- _Records supplied_:
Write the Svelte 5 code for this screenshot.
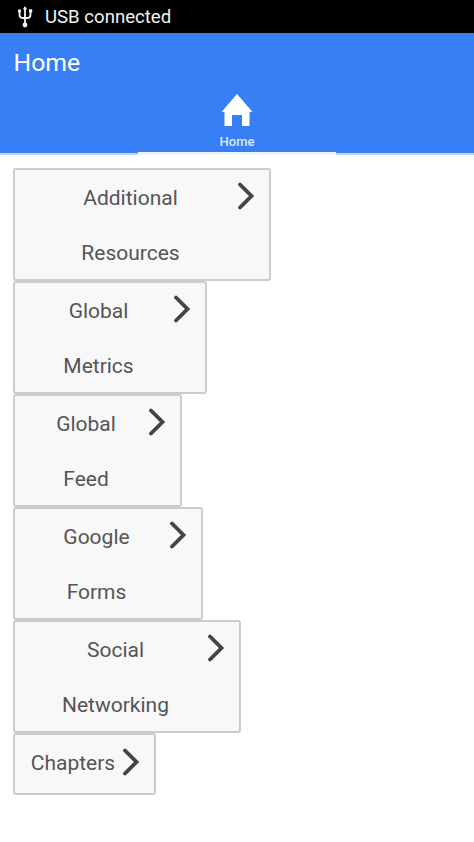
<script>
  const items = [
    { lines: ['Additional', 'Resources'], w: 258 },
    { lines: ['Global', 'Metrics'], w: 194 },
    { lines: ['Global', 'Feed'], w: 169 },
    { lines: ['Google', 'Forms'], w: 190 },
    { lines: ['Social', 'Networking'], w: 228 },
    { lines: ['Chapters'], w: 143 }
  ];
</script>

<div class="screen">
  <div class="status">
    <svg class="usb" width="16" height="22" viewBox="0 0 16 22" fill="none" stroke="#f2f2f2" stroke-width="1.8">
      <path d="M8 2v17" />
      <path d="M2.5 6v2.5q0 3.5 3 3.5h5q3 0 3-3.5V6" />
      <circle cx="8" cy="19" r="2.4" fill="#f2f2f2" stroke="none" />
      <path d="M8 0l2.2 3.4H5.8z" fill="#f2f2f2" stroke="none" />
      <circle cx="2.5" cy="5" r="1.7" fill="#f2f2f2" stroke="none" />
      <rect x="12" y="3.3" width="3.2" height="3.2" fill="#f2f2f2" stroke="none" />
    </svg>
    <span>USB connected</span>
  </div>
  <header class="bar">
    <div class="title">Home</div>
    <div class="tabs">
      <div class="tab">
        <svg width="32" height="33" viewBox="0 0 32 33" fill="#fff">
          <path d="M16 0L31.5 18H28.5V32H21V21H11V32H3.5V18H0.5Z" />
        </svg>
        <span>Home</span>
      </div>
    </div>
  </header>
  <main class="list">
    {#each items as item}
      <button class="item" class:single={item.lines.length === 1} style="width: {item.w}px">
        <span class="text">
          {#each item.lines as line}
            <span class="line">{line}</span>
          {/each}
        </span>
        <svg class="chev" width="18" height="28" viewBox="0 0 18 28" fill="none" stroke="#444" stroke-width="3.8" stroke-linecap="round">
          <path d="M3 2.5L14.5 14L3 25.5" />
        </svg>
      </button>
    {/each}
  </main>
</div>

<style>
  :global(body) {
    margin: 0;
    background: #fff;
  }
  .screen {
    width: 474px;
    height: 842px;
    overflow: hidden;
    font-family: Roboto, "Liberation Sans", sans-serif;
  }
  .status {
    height: 33px;
    background: #000;
    color: #f2f2f2;
    display: flex;
    align-items: center;
    gap: 12px;
    padding-left: 17px;
    font-size: 18.6px;
  }
  .bar {
    height: 122px;
    box-sizing: border-box;
    background: #387ef5;
    color: #fff;
    border-bottom: 2px solid #c4d4ee;
    display: flex;
    flex-direction: column;
  }
  .title {
    font-size: 24.8px;
    line-height: 30px;
    padding: 15px 0 0 13.5px;
  }
  .tabs {
    display: flex;
    justify-content: center;
    margin-top: 16px;
    flex: 1;
  }
  .tab {
    width: 198px;
    box-sizing: border-box;
    border-bottom: 3px solid #eef4fb;
    margin-bottom: -2px;
    display: flex;
    flex-direction: column;
    align-items: center;
    font-size: 13px;
    font-weight: 500;
    color: #dce9ff;
  }
  .tab svg {
    flex: none;
  }
  .tab span {
    margin-top: 7px;
    line-height: 16px;
  }
  .list {
    display: flex;
    flex-direction: column;
    align-items: flex-start;
    padding: 13px 0 0 13px;
  }
  .item {
    display: flex;
    flex: none;
    box-sizing: border-box;
    height: 113px;
    padding: 0 14px 0 0;
    background: #f8f8f8;
    border: 2px solid #ccc;
    border-radius: 3px;
    font: inherit;
    font-size: 21px;
    color: #555;
  }
  .item.single {
    height: 62px;
  }
  .text {
    flex: 1;
    display: flex;
    flex-direction: column;
    align-items: center;
    padding-top: 1px;
  }
  .line {
    height: 55px;
    line-height: 55px;
    white-space: nowrap;
  }
  .chev {
    flex: none;
    margin-top: 12px;
    margin-left: -9px;
  }
  .single .chev {
    margin-top: 13px;
  }
</style>
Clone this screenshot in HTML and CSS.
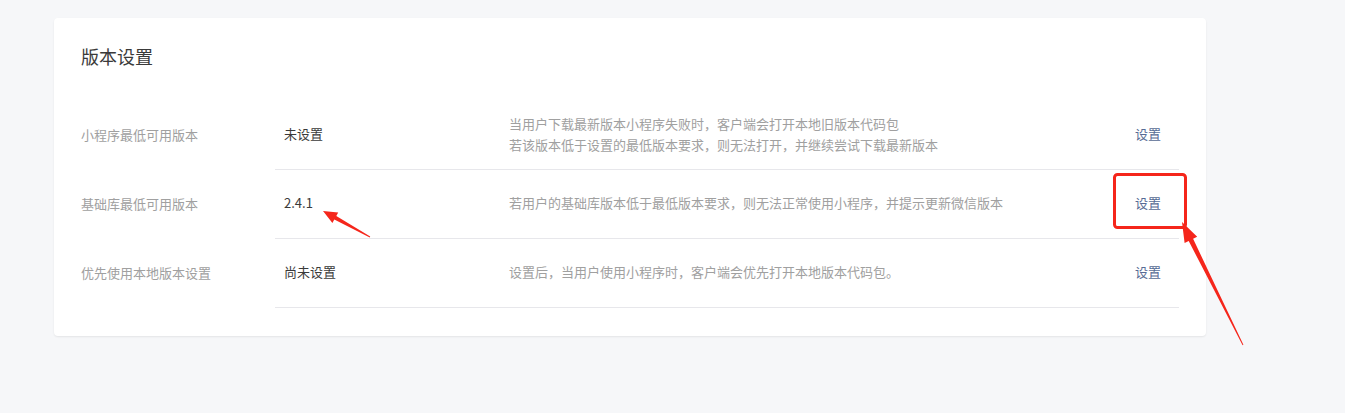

- _Direction_:
Without the pictures, copy the material exactly as given.

- _Solution_:
Write the Svelte 5 code for this screenshot.
<script>
  const items = [
    { lines: ['Additional', 'Resources'], w: 258 },
    { lines: ['Global', 'Metrics'], w: 194 },
    { lines: ['Global', 'Feed'], w: 169 },
    { lines: ['Google', 'Forms'], w: 190 },
    { lines: ['Social', 'Networking'], w: 228 },
    { lines: ['Chapters'], w: 143 }
  ];
</script>

<div class="screen">
  <div class="status">
    <svg class="usb" width="16" height="22" viewBox="0 0 16 22" fill="none" stroke="#f2f2f2" stroke-width="1.8">
      <path d="M8 2v17" />
      <path d="M2.5 6v2.5q0 3.5 3 3.5h5q3 0 3-3.5V6" />
      <circle cx="8" cy="19" r="2.4" fill="#f2f2f2" stroke="none" />
      <path d="M8 0l2.2 3.4H5.8z" fill="#f2f2f2" stroke="none" />
      <circle cx="2.5" cy="5" r="1.7" fill="#f2f2f2" stroke="none" />
      <rect x="12" y="3.3" width="3.2" height="3.2" fill="#f2f2f2" stroke="none" />
    </svg>
    <span>USB connected</span>
  </div>
  <header class="bar">
    <div class="title">Home</div>
    <div class="tabs">
      <div class="tab">
        <svg width="32" height="33" viewBox="0 0 32 33" fill="#fff">
          <path d="M16 0L31.5 18H28.5V32H21V21H11V32H3.5V18H0.5Z" />
        </svg>
        <span>Home</span>
      </div>
    </div>
  </header>
  <main class="list">
    {#each items as item}
      <button class="item" class:single={item.lines.length === 1} style="width: {item.w}px">
        <span class="text">
          {#each item.lines as line}
            <span class="line">{line}</span>
          {/each}
        </span>
        <svg class="chev" width="18" height="28" viewBox="0 0 18 28" fill="none" stroke="#444" stroke-width="3.8" stroke-linecap="round">
          <path d="M3 2.5L14.5 14L3 25.5" />
        </svg>
      </button>
    {/each}
  </main>
</div>

<style>
  :global(body) {
    margin: 0;
    background: #fff;
  }
  .screen {
    width: 474px;
    height: 842px;
    overflow: hidden;
    font-family: Roboto, "Liberation Sans", sans-serif;
  }
  .status {
    height: 33px;
    background: #000;
    color: #f2f2f2;
    display: flex;
    align-items: center;
    gap: 12px;
    padding-left: 17px;
    font-size: 18.6px;
  }
  .bar {
    height: 122px;
    box-sizing: border-box;
    background: #387ef5;
    color: #fff;
    border-bottom: 2px solid #c4d4ee;
    display: flex;
    flex-direction: column;
  }
  .title {
    font-size: 24.8px;
    line-height: 30px;
    padding: 15px 0 0 13.5px;
  }
  .tabs {
    display: flex;
    justify-content: center;
    margin-top: 16px;
    flex: 1;
  }
  .tab {
    width: 198px;
    box-sizing: border-box;
    border-bottom: 3px solid #eef4fb;
    margin-bottom: -2px;
    display: flex;
    flex-direction: column;
    align-items: center;
    font-size: 13px;
    font-weight: 500;
    color: #dce9ff;
  }
  .tab svg {
    flex: none;
  }
  .tab span {
    margin-top: 7px;
    line-height: 16px;
  }
  .list {
    display: flex;
    flex-direction: column;
    align-items: flex-start;
    padding: 13px 0 0 13px;
  }
  .item {
    display: flex;
    flex: none;
    box-sizing: border-box;
    height: 113px;
    padding: 0 14px 0 0;
    background: #f8f8f8;
    border: 2px solid #ccc;
    border-radius: 3px;
    font: inherit;
    font-size: 21px;
    color: #555;
  }
  .item.single {
    height: 62px;
  }
  .text {
    flex: 1;
    display: flex;
    flex-direction: column;
    align-items: center;
    padding-top: 1px;
  }
  .line {
    height: 55px;
    line-height: 55px;
    white-space: nowrap;
  }
  .chev {
    flex: none;
    margin-top: 12px;
    margin-left: -9px;
  }
  .single .chev {
    margin-top: 13px;
  }
</style>
Clone this screenshot in HTML and CSS.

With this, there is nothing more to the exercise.